Below are some records. Say in a single number how many of their lines include the word "this".

(Rows from a dataset of pages and code)
****************
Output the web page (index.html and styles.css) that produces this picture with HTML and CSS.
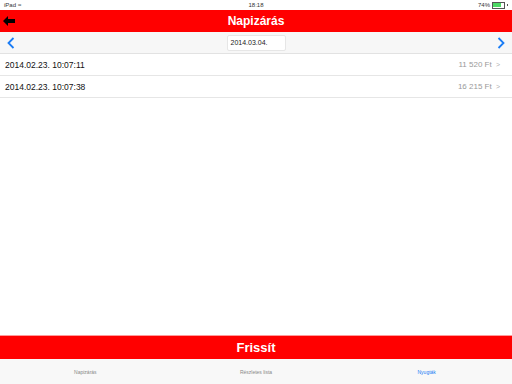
FILE: index.html
```html
<html lang="hu">
<head>
    <meta charset="UTF-8">
    <title>Napizárás</title>
    <link rel="stylesheet" href="styles.css">
</head>
<body>
	<div class="statusbar">
		<div class="sb-left">iPad <span class="wifi">&#8776;</span></div>
		<div class="sb-center">18:18</div>
		<div class="sb-right">74% <span class="battery"><span class="battery-fill"></span></span><span class="battery-tip"></span></div>
	</div>

	<div class="header">
		<div class="back">
			<svg width="12" height="10" viewBox="0 0 12 10"><path d="M0 5 L5 0 L5 3 L12 3 L12 7 L5 7 L5 10 Z" fill="#000"/></svg>
		</div>
		<h1 class="title">Napizárás</h1>
	</div>

	<div class="toolbar">
		<svg class="nav-arrow" width="8" height="12" viewBox="0 0 8 12"><path d="M6.5 1 L1.5 6 L6.5 11" stroke="#1a7cf5" stroke-width="1.8" fill="none"/></svg>
		<div class="date-box">2014.03.04.</div>
		<svg class="nav-arrow" width="8" height="12" viewBox="0 0 8 12"><path d="M1.5 1 L6.5 6 L1.5 11" stroke="#1a7cf5" stroke-width="1.8" fill="none"/></svg>
	</div>

	<div class="list">
		<div class="row">
			<span class="row-date">2014.02.23. 10:07:11</span>
			<span class="row-amount">11 520 Ft <span class="chev">&gt;</span></span>
		</div>
		<div class="row">
			<span class="row-date">2014.02.23. 10:07:38</span>
			<span class="row-amount">16 215 Ft <span class="chev">&gt;</span></span>
		</div>
	</div>

	<button class="refresh">Frissít</button>

	<div class="tabbar">
		<div class="tab">Napizárás</div>
		<div class="tab">Részletes lista</div>
		<div class="tab active">Nyugták</div>
	</div>
</body>
</html>
```

FILE: styles.css
```css
body {
	margin: 0;
	padding: 0;
	width: 512px;
	height: 384px;
	display: flex;
	flex-direction: column;
	font-family: "Liberation Sans", Arial, sans-serif;
	background-color: white;
	overflow: hidden;
}

.statusbar {
	height: 10px;
	display: flex;
	align-items: center;
	justify-content: space-between;
	padding: 0 4px;
	font-size: 6px;
	color: #333;
}

.sb-left, .sb-right {
	width: 80px;
	display: flex;
	align-items: center;
	gap: 2px;
}

.sb-right {
	justify-content: flex-end;
}

.battery {
	width: 10px;
	height: 4px;
	border: 0.5px solid #555;
	padding: 0.5px;
	display: inline-block;
}

.battery-fill {
	display: block;
	width: 74%;
	height: 100%;
	background-color: #4cd964;
}

.battery-tip {
	width: 1px;
	height: 2px;
	background-color: #555;
}

.header {
	height: 22px;
	background-color: #ff0000;
	display: flex;
	align-items: center;
	justify-content: center;
	position: relative;
}

.back {
	position: absolute;
	left: 3px;
	top: 6px;
}

.title {
	margin: 0;
	color: white;
	font-size: 12px;
	font-weight: bold;
}

.toolbar {
	height: 21px;
	background-color: #f7f7f7;
	border-bottom: 1px solid #e2e2e2;
	display: flex;
	align-items: center;
	justify-content: space-between;
	padding: 0 7px;
}

.date-box {
	width: 54px;
	height: 14px;
	background-color: white;
	border: 1px solid #e6e6e6;
	border-radius: 2px;
	font-size: 7px;
	color: #222;
	display: flex;
	align-items: center;
	padding-left: 3px;
}

.list {
	flex: 1;
}

.row {
	height: 21px;
	border-bottom: 1px solid #e6e6e6;
	display: flex;
	align-items: center;
	justify-content: space-between;
	padding: 0 12px 0 5px;
	font-size: 8px;
}

.row-date {
	color: #111;
	font-size: 8.5px;
}

.row-amount {
	color: #9a9a9a;
}

.chev {
	margin-left: 2px;
	font-size: 7px;
	color: #b0b0b0;
}

.refresh {
	height: 24px;
	background-color: #ff0000;
	border: none;
	border-top: 1px solid #ff9a9a;
	color: white;
	font-family: "Liberation Sans", Arial, sans-serif;
	font-size: 13px;
	font-weight: bold;
	padding: 0;
	width: 100%;
}

.tabbar {
	height: 25px;
	background-color: #f8f8f8;
	display: flex;
	align-items: center;
}

.tab {
	flex: 1;
	text-align: center;
	font-size: 5px;
	color: #888;
}

.tab.active {
	color: #1a7cf5;
}
```
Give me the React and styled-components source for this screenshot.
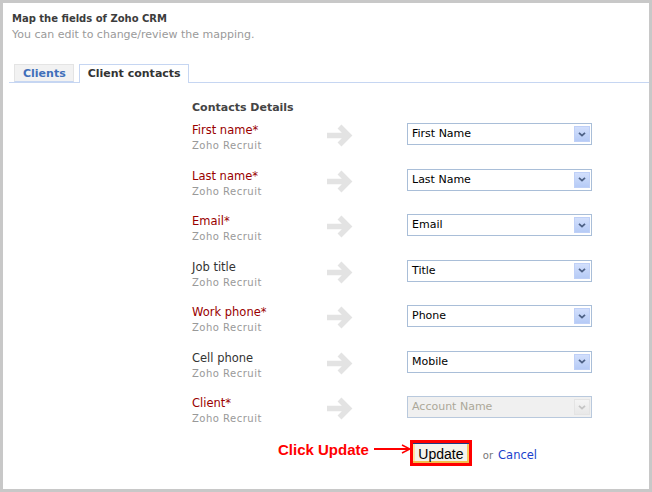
import styled, { createGlobalStyle } from "styled-components";

const GlobalStyle = createGlobalStyle`
  body {
    margin: 0;
    background: #ffffff;
    font-family: "DejaVu Sans", Verdana, sans-serif;
  }
`;

const Frame = styled.div`
  width: 652px;
  height: 492px;
  box-sizing: border-box;
  border: 3px solid #c8c8c8;
  padding: 0 0 0 6px;
  background: #fff;
  overflow: hidden;
`;

const Header = styled.div`
  padding: 9px 0 0 3px;
`;

const Title = styled.div`
  font-size: 10px;
  font-weight: bold;
  line-height: 14px;
  color: #3c3c3c;
`;

const Subtitle = styled.div`
  font-size: 11px;
  line-height: 15px;
  color: #9a9a9a;
  margin-top: 1px;
`;

const TabBar = styled.div`
  display: flex;
  align-items: flex-end;
  gap: 5px;
  margin-top: 22px;
  padding-left: 5px;
  border-bottom: 1px solid #c6d6f2;
  height: 18px;
`;

const Tab = styled.div`
  box-sizing: border-box;
  height: ${({ $active }) => ($active ? "19px" : "18px")};
  margin-bottom: ${({ $active }) => ($active ? "-1px" : "0")};
  padding: 0 7px 0 8px;
  font-size: 11px;
  font-weight: bold;
  line-height: 17px;
  color: ${({ $active }) => ($active ? "#333333" : "#3f6fba")};
  background: ${({ $active }) => ($active ? "#ffffff" : "#f2f2f2")};
  border: 1px solid ${({ $active }) => ($active ? "#c6d6f2" : "#e4e4e4")};
  border-bottom: ${({ $active }) => ($active ? "none" : "1px solid #c6d6f2")};
`;

const Form = styled.div`
  margin-left: 183px;
  padding-top: 18px;
`;

const SectionTitle = styled.div`
  font-size: 11px;
  font-weight: bold;
  line-height: 14px;
  color: #444444;
  margin-bottom: 8px;
`;

const Rows = styled.div`
  display: flex;
  flex-direction: column;
  gap: 15.5px;
`;

const Row = styled.div`
  display: grid;
  grid-template-columns: 135px 80px 185px;
  align-items: start;
  height: 30px;
`;

const Label = styled.div`
  font-size: 11.5px;
  line-height: 15px;
  color: ${({ $required }) => ($required ? "#990000" : "#333333")};
  white-space: nowrap;
`;

const Source = styled.div`
  font-size: 10px;
  line-height: 15px;
  letter-spacing: 0.5px;
  color: #999999;
`;

const ArrowIcon = styled.svg`
  display: block;
  margin-top: 1px;
`;

const Select = styled.div`
  box-sizing: border-box;
  display: flex;
  align-items: center;
  justify-content: space-between;
  height: 22px;
  padding: 0 1px 1px 4px;
  border: 1px solid ${({ $disabled }) => ($disabled ? "#b9c9dd" : "#a9bed8")};
  background: ${({ $disabled }) => ($disabled ? "#f0f0f0" : "#ffffff")};
  font-size: 11px;
  color: ${({ $disabled }) => ($disabled ? "#aca899" : "#000000")};
`;

const DropButton = styled.div`
  box-sizing: border-box;
  width: 16px;
  height: 16px;
  margin-top: 1px;
  display: flex;
  align-items: center;
  justify-content: center;
  border: 1px solid ${({ $disabled }) => ($disabled ? "#e4e4e4" : "#bfd0f7")};
  background: ${({ $disabled }) =>
    $disabled
      ? "linear-gradient(#f4f4f4, #e8e8e8)"
      : "linear-gradient(#d2dffc, #b6cbf6)"};
`;

const Actions = styled.div`
  display: flex;
  align-items: center;
  margin-top: 14px;
  padding-left: 86px;
  height: 26px;
`;

const Callout = styled.div`
  display: flex;
  align-items: center;
  gap: 5px;
  margin-bottom: 8px;
`;

const CalloutText = styled.span`
  font-family: "Liberation Sans", Arial, sans-serif;
  font-size: 15px;
  font-weight: bold;
  color: #ff0000;
`;

const Highlight = styled.div`
  box-sizing: border-box;
  width: 62px;
  height: 26px;
  margin-left: -1px;
  border: 3px solid #ff0000;
  display: flex;
`;

const UpdateButton = styled.button`
  flex: 1;
  margin: 0;
  padding: 0;
  border: none;
  border-top: 1px solid #1c3a84;
  background: #f4f3ec;
  box-shadow: inset 0 -2px 0 #f3c04f, inset 2px 0 0 #fbe4a2, inset -2px 0 0 #f5c95e;
  font-family: "Liberation Sans", Arial, sans-serif;
  font-size: 14px;
  color: #000;
  line-height: 18px;
`;

const Or = styled.span`
  margin: 4px 0 0 11px;
  font-size: 10px;
  color: #777777;
`;

const CancelLink = styled.a`
  margin: 4px 0 0 5px;
  font-size: 11.5px;
  color: #1a3fcc;
  text-decoration: none;
`;

const fields = [
  { label: "First name*", required: true, value: "First Name" },
  { label: "Last name*", required: true, value: "Last Name" },
  { label: "Email*", required: true, value: "Email" },
  { label: "Job title", required: false, value: "Title" },
  { label: "Work phone*", required: true, value: "Phone" },
  { label: "Cell phone", required: false, value: "Mobile" },
  { label: "Client*", required: true, value: "Account Name", disabled: true },
];

const Arrow = () => (
  <ArrowIcon width="27" height="23" viewBox="0 0 27 23">
    <path
      d="M0 11.5 H21 M12.5 2.5 L21.5 11.5 L12.5 20.5"
      fill="none"
      stroke="#e3e3e3"
      strokeWidth="5.5"
    />
  </ArrowIcon>
);

const Chevron = ({ disabled }) => (
  <svg width="8" height="5" viewBox="0 0 8 5">
    <path
      d="M1 0.8 L4 3.6 L7 0.8"
      fill="none"
      stroke={disabled ? "#c4c4c4" : "#4d6185"}
      strokeWidth="1.8"
    />
  </svg>
);

const App = () => {
  return (
    <>
      <GlobalStyle />
      <Frame>
        <Header>
          <Title>Map the fields of Zoho CRM</Title>
          <Subtitle>You can edit to change/review the mapping.</Subtitle>
        </Header>
        <TabBar>
          <Tab>Clients</Tab>
          <Tab $active>Client contacts</Tab>
        </TabBar>
        <Form>
          <SectionTitle>Contacts Details</SectionTitle>
          <Rows>
            {fields.map((f) => (
              <Row key={f.label}>
                <div>
                  <Label $required={f.required}>{f.label}</Label>
                  <Source>Zoho Recruit</Source>
                </div>
                <Arrow />
                <Select $disabled={f.disabled}>
                  <span>{f.value}</span>
                  <DropButton $disabled={f.disabled}>
                    <Chevron disabled={f.disabled} />
                  </DropButton>
                </Select>
              </Row>
            ))}
          </Rows>
          <Actions>
            <Callout>
              <CalloutText>Click Update</CalloutText>
              <svg width="37" height="10" viewBox="0 0 37 10">
                <path d="M0 5 H35" stroke="#ff0000" strokeWidth="2" />
                <path d="M28 1 L36 5 L28 9" fill="none" stroke="#ff0000" strokeWidth="1.5" />
              </svg>
            </Callout>
            <Highlight>
              <UpdateButton>Update</UpdateButton>
            </Highlight>
            <Or>or</Or>
            <CancelLink href="#">Cancel</CancelLink>
          </Actions>
        </Form>
      </Frame>
    </>
  );
};

export default App;
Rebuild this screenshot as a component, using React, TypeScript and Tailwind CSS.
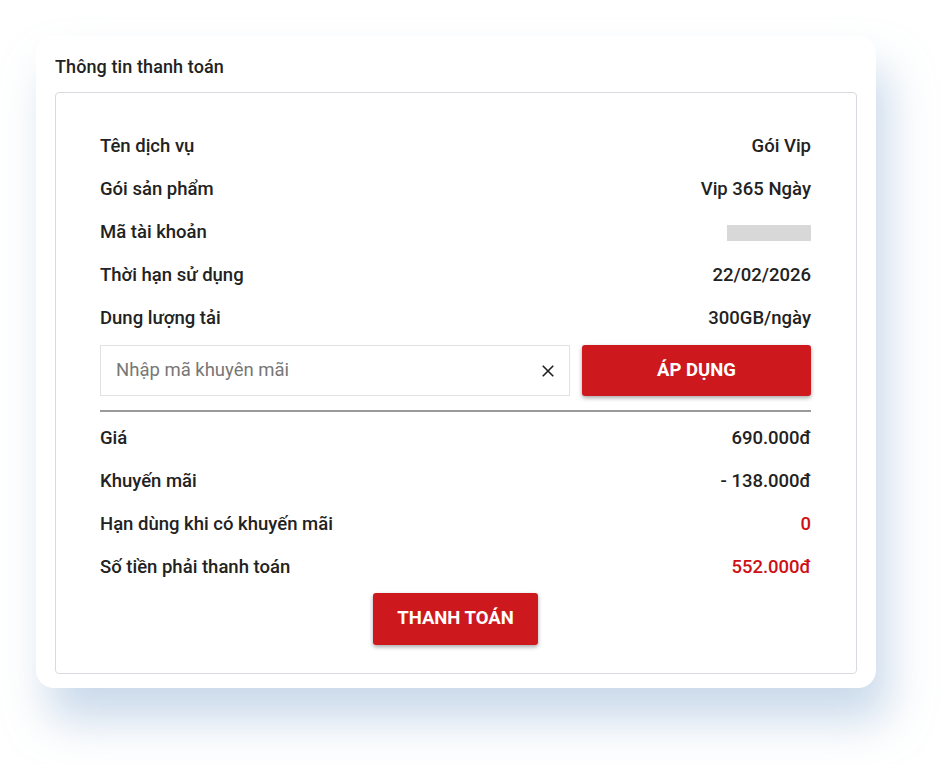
****************
> [WRITTEN ANSWER] 3